Pre-LLM Text

Human-written content produced before large language models contaminated the web

Pre-LLM text is human-authored content created before large language models became capable of generating plausible prose at scale—roughly before 2020. Its value lies in verified provenance: it is unambiguously human-written, not synthetic, and not recursively derived from AI outputs.

The analogy to low-background steel is explicit in recent discourse. Just as nuclear testing contaminated all post-1945 steel with radioactive isotopes, LLM proliferation has contaminated the web with synthetic text indistinguishable from human writing. Pre-LLM text is a pre-contamination resource: finite, irreplaceable, and increasingly valuable.

The stakes are practical. Training AI on AI-generated text causes model collapse: output distributions narrow, rare modes vanish, and quality degrades across generations. Clean human-written corpora are essential to avoid this recursive trap, but training data contamination makes post-2020 web scrapes unreliable. Archives with verifiable timestamps—the Internet Archive, academic repositories, pre-2020 Common Crawl snapshots—become primary sources for future training.

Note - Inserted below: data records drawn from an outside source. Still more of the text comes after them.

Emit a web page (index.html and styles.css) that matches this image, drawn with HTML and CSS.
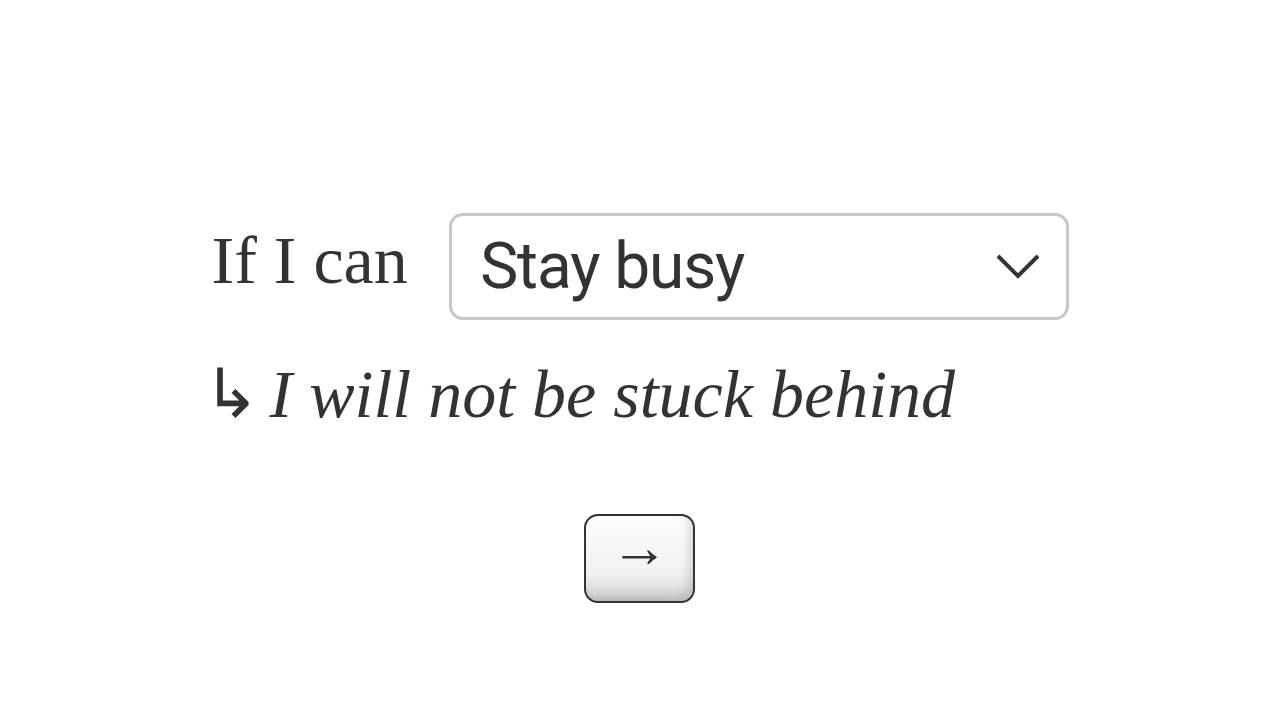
FILE: index.html
```html
<!DOCTYPE html>
<html>
<head>
<meta charset="utf-8">
<link rel="stylesheet" href="styles.css">
</head>
<body>
<main class="page">
  <div class="sentence">
    <div class="row">
      <span class="lead">If I can</span>
      <div class="select">
        <span class="select-value">Stay busy</span>
        <svg class="chevron" width="44" height="28" viewBox="0 0 44 28"><path d="M2 4 L22 24 L42 4" fill="none" stroke="#333" stroke-width="4"/></svg>
      </div>
    </div>
    <div class="row result">
      <span class="hook">↳</span>
      <span class="outcome">I will not be stuck behind</span>
    </div>
  </div>
  <button class="next">→</button>
</main>
</body>
</html>
```
FILE: styles.css
```css
html, body { margin: 0; padding: 0; background: #fff; }
body { width: 1280px; height: 720px; color: #333; }
.page {
  display: flex;
  flex-direction: column;
  align-items: center;
  padding-top: 213px;
}
.sentence { width: 857px; display: flex; flex-direction: column; }
.row { display: flex; align-items: center; }
.lead {
  font-family: "Liberation Serif", serif;
  font-size: 68px;
  width: 238px;
  line-height: 1;
  margin-top: -13px;
}
.select {
  box-sizing: border-box;
  width: 620px;
  height: 107px;
  border: 3px solid #c8c8c8;
  border-radius: 14px;
  display: flex;
  align-items: center;
  justify-content: space-between;
  padding: 0 26px 0 28px;
}
.select-value {
  font-family: Roboto, sans-serif;
  font-size: 64px;
  letter-spacing: -1.1px;
  color: #333;
}
.chevron { display: block; margin-top: -2px; }
.result { margin-top: 40px; align-items: baseline; }
.hook {
  font-family: "Liberation Serif", serif;
  font-size: 68px;
  line-height: 1;
  width: 58px;
  margin-left: -9px;
  padding-right: 9px;
}
.outcome {
  font-family: "Liberation Serif", serif;
  font-style: italic;
  font-size: 68px;
  line-height: 1;
}
.next {
  margin-top: 86px;
  margin-right: 1px;
  width: 111px;
  height: 89px;
  box-sizing: border-box;
  border: 2px solid #333;
  border-radius: 14px;
  background: linear-gradient(#fcfcfc, #f2f2f2 65%, #d4d4d4);
  box-shadow: inset -5px -6px 8px rgba(0,0,0,0.12);
  font-family: "Liberation Serif", serif;
  font-size: 58px;
  line-height: 1;
  color: #333;
  padding: 0 0 22px 0;
}
```
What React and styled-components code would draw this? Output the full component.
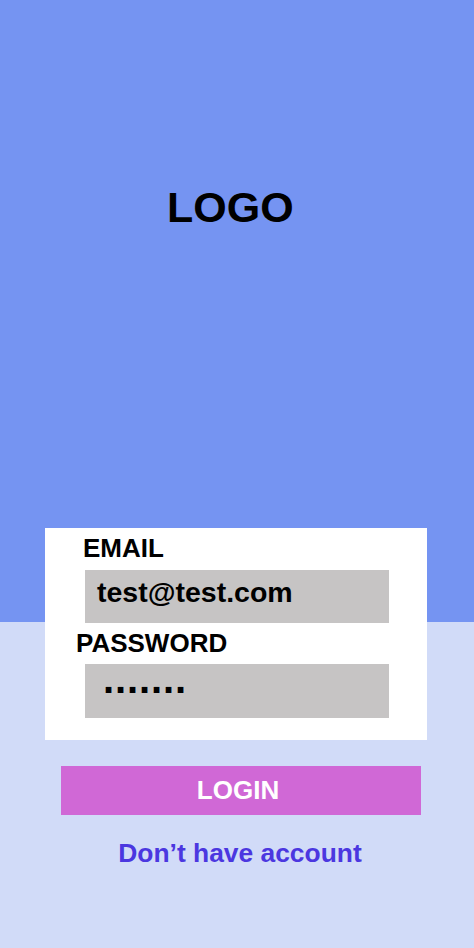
import React from "react";
import styled, { createGlobalStyle } from "styled-components";

const GlobalStyle = createGlobalStyle`
  html, body {
    margin: 0;
    padding: 0;
  }
  body {
    font-family: "Liberation Sans", Arial, sans-serif;
  }
`;

const Page = styled.div`
  min-height: 948px;
  display: flex;
  flex-direction: column;
  align-items: flex-start;
  background: linear-gradient(#7594f2 0, #7594f2 622px, #d1dbf8 622px, #d1dbf8 100%);
`;

const Logo = styled.h1`
  margin: 186px 0 0 167px;
  font-size: 43px;
  line-height: 43px;
  font-weight: 700;
  color: #000;
`;

const Card = styled.form`
  margin: 299px 0 0 45px;
  width: 382px;
  box-sizing: border-box;
  background: #fff;
  padding: 7px 0 22px 40px;
  display: flex;
  flex-direction: column;
  align-items: flex-start;
`;

const Label = styled.label`
  margin-left: ${(p) => p.$indent}px;
  margin-top: ${(p) => p.$top || 0}px;
  font-size: 26px;
  line-height: 26px;
  font-weight: 700;
  color: #000;
`;

const Field = styled.div`
  margin-top: ${(p) => p.$top}px;
  width: 304px;
  height: ${(p) => p.$height}px;
  box-sizing: border-box;
  background: #c6c4c4;
  color: #000;
  font-weight: 700;
  white-space: nowrap;
`;

const EmailValue = styled.span`
  display: block;
  padding: 8px 0 0 12px;
  font-size: 28.5px;
  line-height: 28px;
`;

const Dots = styled.span`
  display: block;
  padding: 0 0 0 18px;
  font-size: 40px;
  line-height: 30px;
  letter-spacing: 0.9px;
`;

const LoginButton = styled.button`
  margin: 26px 0 0 61px;
  width: 360px;
  height: 49px;
  border: none;
  padding: 0 6px 0 0;
  background: #d068d6;
  color: #fff;
  font-family: inherit;
  font-size: 26px;
  line-height: 49px;
  font-weight: 700;
  cursor: pointer;
`;

const SignupLink = styled.a`
  align-self: center;
  margin: 25px 0 0 6px;
  font-size: 26.4px;
  line-height: 26px;
  font-weight: 700;
  color: #4b37e0;
  text-decoration: none;
  cursor: pointer;
`;

export default function App() {
  return (
    <>
      <GlobalStyle />
      <Page>
        <Logo>LOGO</Logo>
        <Card onSubmit={(e) => e.preventDefault()}>
          <Label $indent={-2}>EMAIL</Label>
          <Field $top={9} $height={53}>
            <EmailValue>test@test.com</EmailValue>
          </Field>
          <Label $indent={-9} $top={7}>PASSWORD</Label>
          <Field $top={8} $height={54}>
            <Dots>.......</Dots>
          </Field>
        </Card>
        <LoginButton type="button">LOGIN</LoginButton>
        <SignupLink>Don’t have account</SignupLink>
      </Page>
    </>
  );
}
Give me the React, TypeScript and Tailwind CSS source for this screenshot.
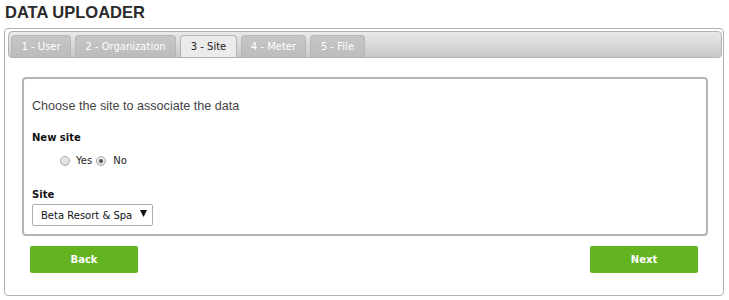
import React from "react";

const tabs = [
  { label: "1 - User", w: "w-[60px]" },
  { label: "2 - Organization", w: "w-[101px]" },
  { label: "3 - Site", w: "w-[57px]" },
  { label: "4 - Meter", w: "w-[65px]" },
  { label: "5 - File", w: "w-[55px]" },
];

function Radio({ checked }: { checked?: boolean }) {
  return (
    <span className="flex items-center justify-center w-[10px] h-[10px] rounded-full border border-[#a9a9a9] bg-gradient-to-b from-[#ececec] to-[#dcdcdc]">
      {checked && <span className="w-[4px] h-[4px] rounded-full bg-[#555]" />}
    </span>
  );
}

export default function App() {
  return (
    <div className="w-[729px] h-[300px] bg-white font-['DejaVu_Sans',sans-serif] text-[#222]">
      <h1 className="pl-[5px] pt-[2px] h-[28px] text-[16.5px] leading-[20px] font-bold font-['Liberation_Sans',sans-serif] text-[#2a2a2a]">
        DATA UPLOADER
      </h1>

      <div className="ml-[4px] w-[720px] h-[268px] border border-[#b0b0b0] rounded-[4px] pt-[2px] pl-[3px] pr-[1px]">
        {/* tab bar */}
        <div className="h-[27px] border border-[#b3b3b3] rounded-[4px] bg-gradient-to-b from-[#e9e9e9] to-[#c9c9c9] pt-[3px] pl-[2px] flex gap-[4px] items-end">
          {tabs.map((t, i) =>
            i === 2 ? (
              <div
                key={t.label}
                className={`${t.w} h-[22px] flex items-center justify-center text-[10px] text-[#222] bg-[#ebebeb] border border-b-0 border-[#b3b3b3] rounded-t-[4px]`}
              >
                {t.label}
              </div>
            ) : (
              <div
                key={t.label}
                className={`${t.w} h-[22px] flex items-center justify-center text-[10px] text-white bg-gradient-to-b from-[#c6c6c6] to-[#bcbcbc] border border-b-0 border-[#b6b6b6] rounded-t-[4px]`}
              >
                {t.label}
              </div>
            )
          )}
        </div>

        {/* panel */}
        <div className="mt-[19px] ml-[14px] w-[686px] h-[159px] border-2 border-[#b5b5b5] rounded-[4px] pl-[8px] pt-[20px]">
          <p className="text-[12.6px] leading-[15px] font-['Liberation_Sans',sans-serif] text-[#444]">
            Choose the site to associate the data
          </p>
          <p className="mt-[18px] text-[10px] leading-[12px] font-bold text-[#111]">New site</p>
          <div className="mt-[11px] h-[12px] flex items-center text-[10px] leading-[12px] text-[#222] pl-[28px]">
            <Radio />
            <span className="ml-[6px]">Yes</span>
            <span className="ml-[4px]">
              <Radio checked />
            </span>
            <span className="ml-[7px]">No</span>
          </div>
          <p className="mt-[22px] text-[10px] leading-[12px] font-bold text-[#111]">Site</p>
          <div className="mt-[3px] w-[121px] h-[22px] border border-[#adadad] rounded-[2px] bg-white flex items-center pl-[8px] pr-[5px] text-[10px] text-[#111]">
            <span className="flex-1">Beta Resort &amp; Spa</span>
            <svg width="7" height="8" viewBox="0 0 7 8" className="-mt-[3px]">
              <path d="M0 0 L7 0 L3.5 7 Z" fill="#111" />
            </svg>
          </div>
        </div>

        {/* buttons */}
        <div className="mt-[10px] ml-[22px] w-[668px] flex justify-between">
          <button className="w-[108px] h-[27px] rounded-[2px] bg-[#63b420] text-white text-[10px] font-bold">
            Back
          </button>
          <button className="w-[108px] h-[27px] rounded-[2px] bg-[#63b420] text-white text-[10px] font-bold">
            Next
          </button>
        </div>
      </div>
    </div>
  );
}
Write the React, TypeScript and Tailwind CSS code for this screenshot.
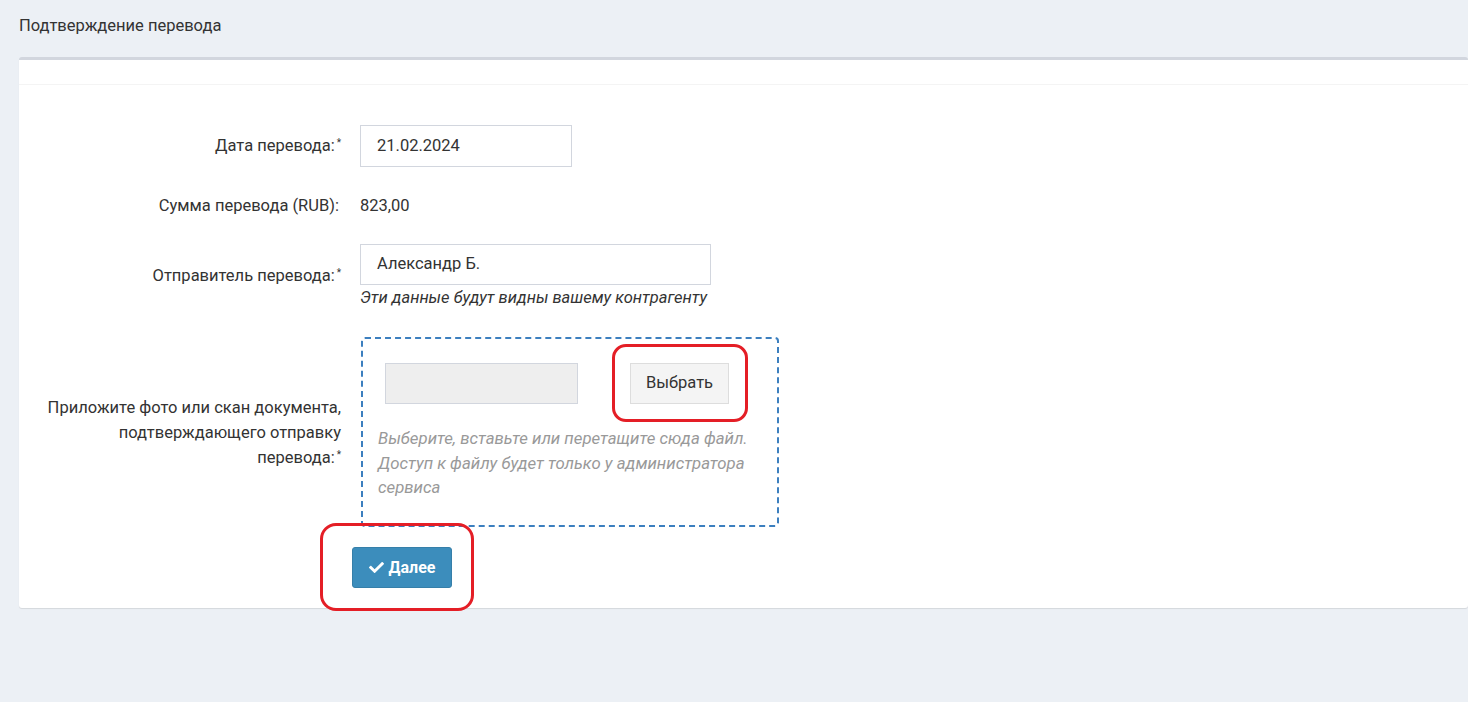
import { FaCheck } from 'react-icons/fa';

export default function App() {
  return (
    <div className="relative min-h-[702px] bg-[#ecf0f5] text-[#333] font-['Source_Sans_Pro','Roboto',sans-serif] text-[16.5px]">
      {/* Page title */}
      <div className="h-[57px] pl-[19px] pt-[14px] text-[16.5px] text-[#333]">Подтверждение перевода</div>

      {/* Box */}
      <div className="ml-[19px] bg-white border-t-[3px] border-[#d2d6de] rounded-[3px] shadow-[0_1px_1px_rgba(0,0,0,0.1)]">
        <div className="h-[25px] border-b border-[#f4f4f4]" />

        <div className="pt-[40px] pb-[20px]">
          {/* Date */}
          <div className="flex items-center">
            <label className="w-[322px] text-right">
              Дата перевода:<sup className="text-[10px] ml-[2px]">*</sup>
            </label>
            <div className="ml-[19px]">
              <div className="w-[212px] h-[42px] border border-[#d2d6de] px-[16px] flex items-center">21.02.2024</div>
            </div>
          </div>

          {/* Sum */}
          <div className="flex items-center mt-[27px] h-[24px]">
            <label className="w-[322px] text-right pr-[2px]">Сумма перевода (RUB):</label>
            <div className="ml-[19px]">823,00</div>
          </div>

          {/* Sender */}
          <div className="flex items-center mt-[26px]">
            <label className="w-[322px] text-right">
              Отправитель перевода:<sup className="text-[10px] ml-[2px]">*</sup>
            </label>
            <div className="ml-[19px]">
              <div className="w-[351px] h-[41px] border border-[#d2d6de] px-[16px] flex items-center">Александр Б.</div>
              <div className="italic mt-[2px] leading-[22px]">Эти данные будут видны вашему контрагенту</div>
            </div>
          </div>

          {/* File */}
          <div className="flex items-center mt-[28px]">
            <label className="w-[322px] text-right leading-[25px]">
              Приложите фото или скан документа,
              <br />
              подтверждающего отправку
              <br />
              перевода:<sup className="text-[10px] ml-[2px]">*</sup>
            </label>
            <div className="ml-[20px] w-[418px] h-[190px] border-2 border-dashed border-[#3c7fbf] rounded-[4px] pt-[24px] pl-[22px] pr-[8px]">
              <div className="flex items-center">
                <div className="w-[193px] h-[41px] bg-[#eeeeee] border border-[#d2d6de]" />
                <button className="ml-[52px] w-[99px] h-[41px] bg-[#f4f4f4] border border-[#dddddd] text-[#333] text-[16.5px]">Выбрать</button>
              </div>
              <div className="mt-[22px] -ml-[7px] italic text-[#999] leading-[24.5px] text-[16.8px]">
                Выберите, вставьте или перетащите сюда файл. Доступ к файлу будет только у администратора сервиса
              </div>
            </div>
          </div>

          {/* Next */}
          <div className="mt-[20px] pl-[333px]">
            <button className="w-[100px] h-[41px] bg-[#3c8dbc] border border-[#367fa9] rounded-[3px] text-white font-bold text-[16px] flex items-center justify-center gap-[5px]">
              <FaCheck className="w-[15px] h-[15px]" />
              Далее
            </button>
          </div>
        </div>
      </div>

      {/* Annotation marks */}
      <div className="absolute left-[612px] top-[344px] w-[136px] h-[78px] border-[3px] border-[#e41e26] rounded-[14px]" />
      <div className="absolute left-[320px] top-[523px] w-[154px] h-[88px] border-[3px] border-[#e41e26] rounded-[16px]" />
    </div>
  );
}
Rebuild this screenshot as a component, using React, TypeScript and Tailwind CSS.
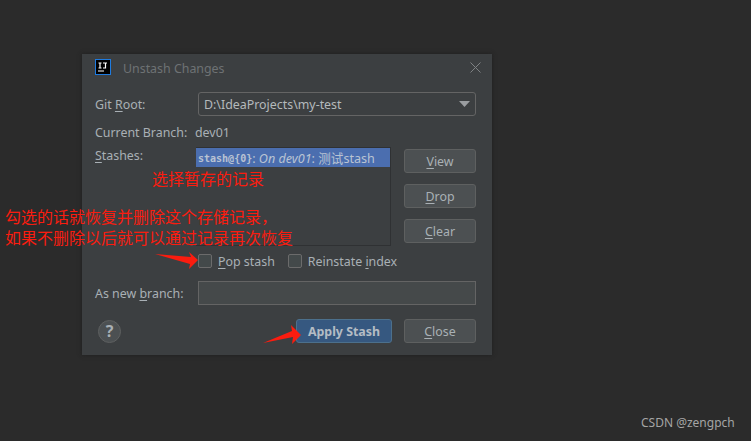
const font = { fontFamily: '"Noto Sans", "Noto Sans CJK SC", sans-serif' };

function U({ children }: { children: string }) {
  return <span className="underline underline-offset-2">{children}</span>;
}

function Btn({ children, className = "" }: { children: React.ReactNode; className?: string }) {
  return (
    <div className={`w-[72px] h-6 flex items-center justify-center rounded-[3px] border border-[#5e6060] bg-[#4c5052] pt-[2px] text-[12.4px] text-[#a9b0b5] ${className}`}>
      {children}
    </div>
  );
}

function Check({ className = "" }: { className?: string }) {
  return <div className={`w-[14px] h-[14px] rounded-[2px] border border-[#6b6b6b] bg-[#43494a] ${className}`} />;
}

function Arrow({ className, points, w, h }: { className: string; points: string; w: number; h: number }) {
  return (
    <svg className={`absolute ${className}`} width={w} height={h} viewBox={`0 0 ${w} ${h}`}>
      <polygon points={points} fill="#fb1c0f" />
    </svg>
  );
}

export default function App() {
  return (
    <div className="relative w-[751px] h-[441px] overflow-hidden bg-[#2b2b2b] pt-[54px] pl-[82px]" style={font}>
      <div className="w-[410px] h-[301px] bg-[#3c3f41] flex flex-col pl-[13px] pr-4 text-[12.4px] leading-[18px] text-[#a9b0b5] shadow-[0_0_4px_#1f1f1f]">
        <div className="h-[26px] mb-3 shrink-0 flex items-center">
          <svg width="16" height="16" viewBox="0 0 16 16" className="shrink-0">
            <rect x="0.5" y="0.5" width="15" height="15" fill="#000" stroke="#1e7be0" />
            <path d="M3.5 4H6.5M5 4V9M3.5 9H6.5M8 4H12M10.5 4V9H8M3 12H9" stroke="#fff" strokeWidth="1.2" fill="none" />
          </svg>
          <span className="ml-3 pt-[3px] text-[#6e7274]">Unstash Changes</span>
          <svg className="ml-auto -mr-[5px]" width="11" height="11" viewBox="0 0 11 11">
            <path d="M0.5 0.5L10.5 10.5M10.5 0.5L0.5 10.5" stroke="#7f8284" strokeWidth="1" fill="none" />
          </svg>
        </div>

        <div className="flex items-center h-6">
          <span className="w-[103px] pt-[2px]">Git <U>R</U>oot:</span>
          <div className="flex-1 h-6 rounded-[3px] border border-[#646464] bg-[#3c3f41] flex items-center pl-[5px] pr-[5px] text-[#b4b9bc]">
            <span className="pt-[2px]">D:\IdeaProjects\my-test</span>
            <svg className="ml-auto" width="11" height="6" viewBox="0 0 11 6"><polygon points="0,0 11,0 5.5,6" fill="#9a9da0" /></svg>
          </div>
        </div>

        <div className="flex items-center h-[18px] mt-[7px] pt-[2px]">
          <span className="w-[100px]">Current Branch:</span>
          <span>dev01</span>
        </div>

        <div className="flex mt-[6px] h-[99px]">
          <span className="w-[101px]"><U>S</U>tashes:</span>
          <div className="w-[195px] h-[99px] border-r border-b border-[#2f3133] bg-[#3c3f41]">
            <div className="h-5 bg-[#4b6eaf] flex items-center pl-[2px] pt-[2px] text-[12.6px] text-[#b9c3d3] whitespace-nowrap border-t border-[#2f3133]">
              <b className="font-bold text-[10px]" style={{ fontFamily: '"DejaVu Sans Mono", monospace' }}>stash@{"{0}"}</b>
              <span>:&nbsp;<i>On dev01</i>: 测试stash</span>
            </div>
          </div>
          <div className="ml-[13px] pt-[2px] flex flex-col gap-[11px]">
            <Btn><U>V</U>iew</Btn>
            <Btn><U>D</U>rop</Btn>
            <Btn><U>C</U>lear</Btn>
          </div>
        </div>

        <div className="flex items-center h-[18px] mt-[6px] pl-[103px]">
          <Check />
          <span className="ml-[6px] pt-[2px]"><U>P</U>op stash</span>
          <Check className="ml-[13px]" />
          <span className="ml-[6px] pt-[2px]">Reinstate <U>i</U>ndex</span>
        </div>

        <div className="flex items-center h-6 mt-[11px]">
          <span className="w-[103px] pt-[2px]">As new <U>b</U>ranch:</span>
          <div className="flex-1 h-6 border border-[#646464] bg-[#45494a]" />
        </div>

        <div className="flex items-center mt-[14px] h-6">
          <div className="ml-[3px] w-[23px] h-[23px] rounded-full bg-[#4c5052] border border-[#5e6060] flex items-center justify-center font-bold text-[16px] text-[#a9b0b5]">?</div>
          <div className="ml-auto w-[96px] h-6 flex items-center justify-center rounded-[3px] border border-[#4c708c] bg-[#365880] pt-[2px] font-bold text-[#b4bcc4]">Apply Stash</div>
          <Btn className="ml-3"><U>C</U>lose</Btn>
        </div>
      </div>

      <div className="absolute left-[152px] top-[169px] text-[16px] leading-5 text-[#fb1c0f] whitespace-nowrap">选择暂存的记录</div>
      <div className="absolute left-[5px] top-[207px] text-[16px] leading-[21px] text-[#fb1c0f] whitespace-nowrap">
        <div>勾选的话就恢复并删除这个存储记录，</div>
        <div>如果不删除以后就可以通过记录再次恢复</div>
      </div>
      <Arrow className="left-[155px] top-[252px]" w={44} h={18} points="0,2 36,5 34,0 43,8 34,17 35,12" />
      <Arrow className="left-[263px] top-[325px]" w={40} h={20} points="0,18 29,6 28,0 38,10 29,19 30,12" />

      <div className="absolute left-[641px] top-[415px] text-[12px] leading-4 text-[#a5a5a5] whitespace-nowrap">CSDN @zengpch</div>
    </div>
  );
}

Pre-LLM text also matters for research validity. Studies of human language, cognition, and culture require corpora known to reflect human production, not statistical patterns learned from prior models. The AI slop flooding the web raises the noise floor for all downstream analysis.

The irony mirrors low-background steel: the most advanced AI systems will depend on text produced before AI was advanced enough to write.